* Work instructions: List, from the lines below, each one with "screenshot" in it.

* Data rows:

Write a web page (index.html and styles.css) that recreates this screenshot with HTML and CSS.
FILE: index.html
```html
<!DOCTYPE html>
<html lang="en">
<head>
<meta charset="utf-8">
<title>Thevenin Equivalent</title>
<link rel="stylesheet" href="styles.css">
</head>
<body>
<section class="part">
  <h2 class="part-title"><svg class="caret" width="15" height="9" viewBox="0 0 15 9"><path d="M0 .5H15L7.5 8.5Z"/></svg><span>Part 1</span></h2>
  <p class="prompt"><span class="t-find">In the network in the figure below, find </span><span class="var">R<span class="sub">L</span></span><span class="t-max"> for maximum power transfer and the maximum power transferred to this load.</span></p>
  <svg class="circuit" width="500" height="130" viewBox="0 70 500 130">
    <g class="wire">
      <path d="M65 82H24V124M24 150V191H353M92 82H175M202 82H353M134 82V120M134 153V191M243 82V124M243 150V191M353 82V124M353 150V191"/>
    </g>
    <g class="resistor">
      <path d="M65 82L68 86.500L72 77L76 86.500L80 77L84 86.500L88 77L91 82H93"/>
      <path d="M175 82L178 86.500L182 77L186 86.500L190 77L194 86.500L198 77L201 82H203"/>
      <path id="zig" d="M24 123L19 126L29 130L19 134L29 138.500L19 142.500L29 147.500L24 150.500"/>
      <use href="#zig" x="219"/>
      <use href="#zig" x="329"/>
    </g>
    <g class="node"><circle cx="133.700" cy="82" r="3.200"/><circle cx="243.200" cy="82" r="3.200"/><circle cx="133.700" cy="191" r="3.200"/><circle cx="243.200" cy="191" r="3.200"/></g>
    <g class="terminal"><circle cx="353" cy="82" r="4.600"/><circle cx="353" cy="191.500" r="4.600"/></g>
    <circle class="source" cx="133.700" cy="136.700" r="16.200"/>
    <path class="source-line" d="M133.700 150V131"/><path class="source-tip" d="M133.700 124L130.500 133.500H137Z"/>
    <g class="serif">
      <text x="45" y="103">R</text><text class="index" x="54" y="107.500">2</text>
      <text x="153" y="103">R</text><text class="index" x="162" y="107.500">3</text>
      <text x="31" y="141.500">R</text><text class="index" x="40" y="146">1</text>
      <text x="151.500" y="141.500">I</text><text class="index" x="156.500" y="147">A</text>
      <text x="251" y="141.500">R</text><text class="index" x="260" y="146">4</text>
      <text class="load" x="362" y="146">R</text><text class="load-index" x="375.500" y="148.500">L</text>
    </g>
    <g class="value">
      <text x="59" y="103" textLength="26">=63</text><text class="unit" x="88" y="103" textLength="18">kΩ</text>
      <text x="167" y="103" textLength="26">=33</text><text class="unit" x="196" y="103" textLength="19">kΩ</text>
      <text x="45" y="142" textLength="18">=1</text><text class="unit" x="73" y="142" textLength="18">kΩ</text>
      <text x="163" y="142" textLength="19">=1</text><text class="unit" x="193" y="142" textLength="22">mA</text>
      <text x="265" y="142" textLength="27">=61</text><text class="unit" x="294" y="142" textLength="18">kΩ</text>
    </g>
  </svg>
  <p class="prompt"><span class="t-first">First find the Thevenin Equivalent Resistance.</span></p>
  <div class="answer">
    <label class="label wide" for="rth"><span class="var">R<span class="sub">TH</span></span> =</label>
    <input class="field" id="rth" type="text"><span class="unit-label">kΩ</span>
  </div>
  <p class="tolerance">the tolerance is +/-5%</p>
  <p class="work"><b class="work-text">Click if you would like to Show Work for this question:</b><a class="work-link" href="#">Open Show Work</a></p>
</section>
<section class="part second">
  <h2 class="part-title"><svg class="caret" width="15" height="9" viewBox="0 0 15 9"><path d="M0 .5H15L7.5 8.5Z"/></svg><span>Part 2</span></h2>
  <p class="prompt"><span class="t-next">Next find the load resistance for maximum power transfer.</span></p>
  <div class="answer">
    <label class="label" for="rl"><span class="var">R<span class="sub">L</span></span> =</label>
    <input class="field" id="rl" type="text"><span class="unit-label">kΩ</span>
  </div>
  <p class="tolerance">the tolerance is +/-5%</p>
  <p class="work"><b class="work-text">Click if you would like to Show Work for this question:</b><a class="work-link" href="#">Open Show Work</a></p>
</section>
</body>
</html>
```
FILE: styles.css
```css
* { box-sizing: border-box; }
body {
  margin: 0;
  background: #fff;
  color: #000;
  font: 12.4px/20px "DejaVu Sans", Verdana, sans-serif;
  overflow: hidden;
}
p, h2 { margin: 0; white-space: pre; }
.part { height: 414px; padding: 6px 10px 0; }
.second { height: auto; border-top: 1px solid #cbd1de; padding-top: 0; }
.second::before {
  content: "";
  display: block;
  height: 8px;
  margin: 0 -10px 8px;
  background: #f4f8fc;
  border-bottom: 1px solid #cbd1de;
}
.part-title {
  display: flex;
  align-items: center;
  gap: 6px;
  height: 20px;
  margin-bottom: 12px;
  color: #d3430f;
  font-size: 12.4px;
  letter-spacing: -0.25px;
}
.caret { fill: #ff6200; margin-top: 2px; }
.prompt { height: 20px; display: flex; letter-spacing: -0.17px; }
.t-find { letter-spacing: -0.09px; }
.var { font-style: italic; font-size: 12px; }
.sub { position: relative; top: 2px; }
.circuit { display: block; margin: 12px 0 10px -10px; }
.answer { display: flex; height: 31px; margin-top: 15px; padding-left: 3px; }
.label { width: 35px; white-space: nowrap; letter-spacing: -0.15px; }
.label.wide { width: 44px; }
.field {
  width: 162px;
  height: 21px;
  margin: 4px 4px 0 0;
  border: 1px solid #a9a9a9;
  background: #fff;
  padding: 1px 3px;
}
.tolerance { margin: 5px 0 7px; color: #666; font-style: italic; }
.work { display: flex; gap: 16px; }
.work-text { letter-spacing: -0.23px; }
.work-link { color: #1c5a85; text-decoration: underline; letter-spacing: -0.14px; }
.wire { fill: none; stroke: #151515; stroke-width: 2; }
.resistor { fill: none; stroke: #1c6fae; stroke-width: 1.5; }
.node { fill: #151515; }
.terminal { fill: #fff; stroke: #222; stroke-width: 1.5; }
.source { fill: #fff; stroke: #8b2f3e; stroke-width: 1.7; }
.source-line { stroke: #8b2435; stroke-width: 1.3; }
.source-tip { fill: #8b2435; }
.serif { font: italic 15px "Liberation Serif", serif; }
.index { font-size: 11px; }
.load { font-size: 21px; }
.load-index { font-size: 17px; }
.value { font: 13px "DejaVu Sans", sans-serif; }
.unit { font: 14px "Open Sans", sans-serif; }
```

...

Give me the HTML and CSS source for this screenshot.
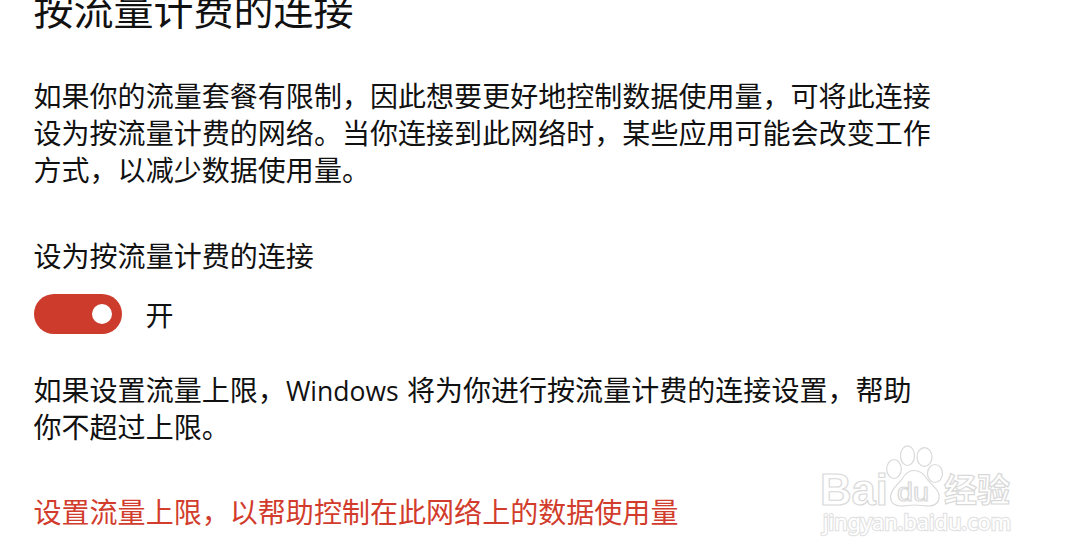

* Result below:
Write a web page (index.html and styles.css) that recreates this screenshot with HTML and CSS.
Give me the HTML and CSS source for this screenshot.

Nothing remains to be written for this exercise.